**Work required**:
Once the pictures are set aside, transcribe the remaining data exactly.

**Supplied data**:
━━━━━━━━━━
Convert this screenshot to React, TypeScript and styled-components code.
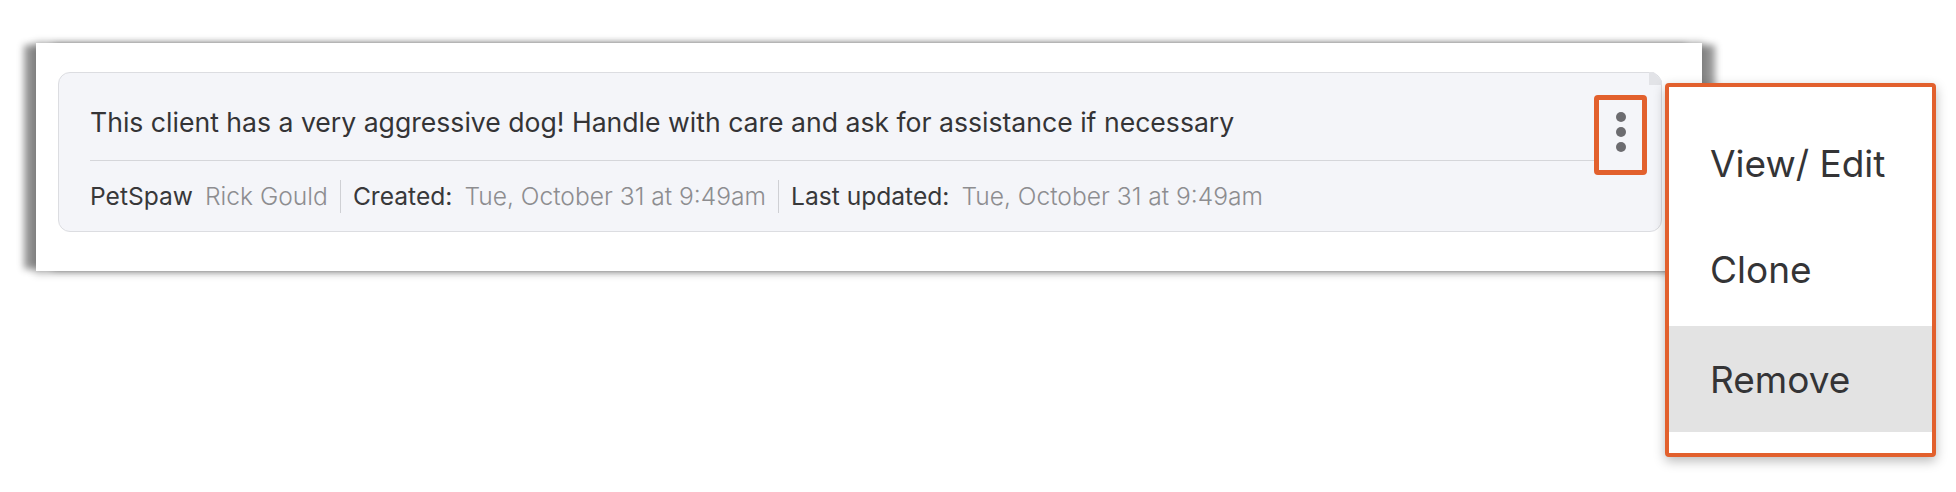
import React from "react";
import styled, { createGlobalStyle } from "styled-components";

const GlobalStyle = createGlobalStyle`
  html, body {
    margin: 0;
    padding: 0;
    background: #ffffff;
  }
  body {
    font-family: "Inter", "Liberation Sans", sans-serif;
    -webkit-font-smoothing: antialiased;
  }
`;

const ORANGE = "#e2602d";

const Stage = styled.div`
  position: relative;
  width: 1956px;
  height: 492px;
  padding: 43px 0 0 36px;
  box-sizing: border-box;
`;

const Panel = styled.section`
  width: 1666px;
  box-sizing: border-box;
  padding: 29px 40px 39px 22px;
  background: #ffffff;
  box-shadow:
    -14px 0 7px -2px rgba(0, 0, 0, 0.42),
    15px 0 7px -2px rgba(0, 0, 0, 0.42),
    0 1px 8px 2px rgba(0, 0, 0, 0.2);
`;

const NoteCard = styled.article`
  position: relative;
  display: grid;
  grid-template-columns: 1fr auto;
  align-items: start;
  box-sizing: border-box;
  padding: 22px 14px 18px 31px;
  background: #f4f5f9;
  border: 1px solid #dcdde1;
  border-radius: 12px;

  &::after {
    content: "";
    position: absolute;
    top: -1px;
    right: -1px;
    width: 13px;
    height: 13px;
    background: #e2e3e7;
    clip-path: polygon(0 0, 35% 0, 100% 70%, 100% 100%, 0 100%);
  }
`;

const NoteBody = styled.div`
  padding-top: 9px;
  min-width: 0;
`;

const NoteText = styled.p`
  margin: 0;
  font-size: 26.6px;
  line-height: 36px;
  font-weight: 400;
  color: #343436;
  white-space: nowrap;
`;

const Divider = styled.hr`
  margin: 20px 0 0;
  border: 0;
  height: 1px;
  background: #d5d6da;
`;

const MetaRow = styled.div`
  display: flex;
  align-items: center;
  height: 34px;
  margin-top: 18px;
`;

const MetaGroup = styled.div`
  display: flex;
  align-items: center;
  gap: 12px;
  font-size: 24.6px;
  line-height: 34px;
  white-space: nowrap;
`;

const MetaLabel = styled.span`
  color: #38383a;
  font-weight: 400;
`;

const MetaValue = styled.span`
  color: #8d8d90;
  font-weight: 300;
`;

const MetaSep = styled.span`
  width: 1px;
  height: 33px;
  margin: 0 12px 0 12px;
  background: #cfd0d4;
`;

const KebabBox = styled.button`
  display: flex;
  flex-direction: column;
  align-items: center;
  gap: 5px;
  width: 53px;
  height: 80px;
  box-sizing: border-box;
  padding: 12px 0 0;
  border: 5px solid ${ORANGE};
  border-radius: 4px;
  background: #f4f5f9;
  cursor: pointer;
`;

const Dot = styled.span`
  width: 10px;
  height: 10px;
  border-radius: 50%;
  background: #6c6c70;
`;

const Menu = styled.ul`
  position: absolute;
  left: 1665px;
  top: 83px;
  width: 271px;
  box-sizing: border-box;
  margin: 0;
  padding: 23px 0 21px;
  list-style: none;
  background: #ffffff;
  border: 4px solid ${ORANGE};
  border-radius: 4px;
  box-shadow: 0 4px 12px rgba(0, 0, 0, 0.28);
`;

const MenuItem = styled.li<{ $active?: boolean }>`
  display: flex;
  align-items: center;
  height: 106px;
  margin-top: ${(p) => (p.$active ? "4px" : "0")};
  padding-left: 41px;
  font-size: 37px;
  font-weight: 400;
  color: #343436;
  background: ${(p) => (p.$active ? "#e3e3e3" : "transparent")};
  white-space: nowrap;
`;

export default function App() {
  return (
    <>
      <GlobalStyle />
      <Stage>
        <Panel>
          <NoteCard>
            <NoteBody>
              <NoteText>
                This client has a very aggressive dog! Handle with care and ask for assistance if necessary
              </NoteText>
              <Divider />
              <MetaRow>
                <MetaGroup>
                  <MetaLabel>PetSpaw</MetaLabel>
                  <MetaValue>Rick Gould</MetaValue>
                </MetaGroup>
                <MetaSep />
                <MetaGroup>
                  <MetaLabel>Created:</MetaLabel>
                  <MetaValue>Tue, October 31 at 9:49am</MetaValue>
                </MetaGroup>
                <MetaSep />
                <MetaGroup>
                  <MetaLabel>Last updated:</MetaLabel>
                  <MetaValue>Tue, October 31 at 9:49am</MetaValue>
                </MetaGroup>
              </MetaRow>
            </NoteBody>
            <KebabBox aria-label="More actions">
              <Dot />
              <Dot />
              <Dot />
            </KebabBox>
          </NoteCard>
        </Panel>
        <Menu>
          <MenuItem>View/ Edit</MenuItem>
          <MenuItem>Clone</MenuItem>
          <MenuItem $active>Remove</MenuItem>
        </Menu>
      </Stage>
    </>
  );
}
━━━━━━━━━━
**Result of the exercise**:
Convert this screenshot to React, TypeScript and styled-components code.
import React from "react";
import styled, { createGlobalStyle } from "styled-components";

const GlobalStyle = createGlobalStyle`
  html, body {
    margin: 0;
    padding: 0;
    background: #ffffff;
  }
  body {
    font-family: "Inter", "Liberation Sans", sans-serif;
    -webkit-font-smoothing: antialiased;
  }
`;

const ORANGE = "#e2602d";

const Stage = styled.div`
  position: relative;
  width: 1956px;
  height: 492px;
  padding: 43px 0 0 36px;
  box-sizing: border-box;
`;

const Panel = styled.section`
  width: 1666px;
  box-sizing: border-box;
  padding: 29px 40px 39px 22px;
  background: #ffffff;
  box-shadow:
    -14px 0 7px -2px rgba(0, 0, 0, 0.42),
    15px 0 7px -2px rgba(0, 0, 0, 0.42),
    0 1px 8px 2px rgba(0, 0, 0, 0.2);
`;

const NoteCard = styled.article`
  position: relative;
  display: grid;
  grid-template-columns: 1fr auto;
  align-items: start;
  box-sizing: border-box;
  padding: 22px 14px 18px 31px;
  background: #f4f5f9;
  border: 1px solid #dcdde1;
  border-radius: 12px;

  &::after {
    content: "";
    position: absolute;
    top: -1px;
    right: -1px;
    width: 13px;
    height: 13px;
    background: #e2e3e7;
    clip-path: polygon(0 0, 35% 0, 100% 70%, 100% 100%, 0 100%);
  }
`;

const NoteBody = styled.div`
  padding-top: 9px;
  min-width: 0;
`;

const NoteText = styled.p`
  margin: 0;
  font-size: 26.6px;
  line-height: 36px;
  font-weight: 400;
  color: #343436;
  white-space: nowrap;
`;

const Divider = styled.hr`
  margin: 20px 0 0;
  border: 0;
  height: 1px;
  background: #d5d6da;
`;

const MetaRow = styled.div`
  display: flex;
  align-items: center;
  height: 34px;
  margin-top: 18px;
`;

const MetaGroup = styled.div`
  display: flex;
  align-items: center;
  gap: 12px;
  font-size: 24.6px;
  line-height: 34px;
  white-space: nowrap;
`;

const MetaLabel = styled.span`
  color: #38383a;
  font-weight: 400;
`;

const MetaValue = styled.span`
  color: #8d8d90;
  font-weight: 300;
`;

const MetaSep = styled.span`
  width: 1px;
  height: 33px;
  margin: 0 12px 0 12px;
  background: #cfd0d4;
`;

const KebabBox = styled.button`
  display: flex;
  flex-direction: column;
  align-items: center;
  gap: 5px;
  width: 53px;
  height: 80px;
  box-sizing: border-box;
  padding: 12px 0 0;
  border: 5px solid ${ORANGE};
  border-radius: 4px;
  background: #f4f5f9;
  cursor: pointer;
`;

const Dot = styled.span`
  width: 10px;
  height: 10px;
  border-radius: 50%;
  background: #6c6c70;
`;

const Menu = styled.ul`
  position: absolute;
  left: 1665px;
  top: 83px;
  width: 271px;
  box-sizing: border-box;
  margin: 0;
  padding: 23px 0 21px;
  list-style: none;
  background: #ffffff;
  border: 4px solid ${ORANGE};
  border-radius: 4px;
  box-shadow: 0 4px 12px rgba(0, 0, 0, 0.28);
`;

const MenuItem = styled.li<{ $active?: boolean }>`
  display: flex;
  align-items: center;
  height: 106px;
  margin-top: ${(p) => (p.$active ? "4px" : "0")};
  padding-left: 41px;
  font-size: 37px;
  font-weight: 400;
  color: #343436;
  background: ${(p) => (p.$active ? "#e3e3e3" : "transparent")};
  white-space: nowrap;
`;

export default function App() {
  return (
    <>
      <GlobalStyle />
      <Stage>
        <Panel>
          <NoteCard>
            <NoteBody>
              <NoteText>
                This client has a very aggressive dog! Handle with care and ask for assistance if necessary
              </NoteText>
              <Divider />
              <MetaRow>
                <MetaGroup>
                  <MetaLabel>PetSpaw</MetaLabel>
                  <MetaValue>Rick Gould</MetaValue>
                </MetaGroup>
                <MetaSep />
                <MetaGroup>
                  <MetaLabel>Created:</MetaLabel>
                  <MetaValue>Tue, October 31 at 9:49am</MetaValue>
                </MetaGroup>
                <MetaSep />
                <MetaGroup>
                  <MetaLabel>Last updated:</MetaLabel>
                  <MetaValue>Tue, October 31 at 9:49am</MetaValue>
                </MetaGroup>
              </MetaRow>
            </NoteBody>
            <KebabBox aria-label="More actions">
              <Dot />
              <Dot />
              <Dot />
            </KebabBox>
          </NoteCard>
        </Panel>
        <Menu>
          <MenuItem>View/ Edit</MenuItem>
          <MenuItem>Clone</MenuItem>
          <MenuItem $active>Remove</MenuItem>
        </Menu>
      </Stage>
    </>
  );
}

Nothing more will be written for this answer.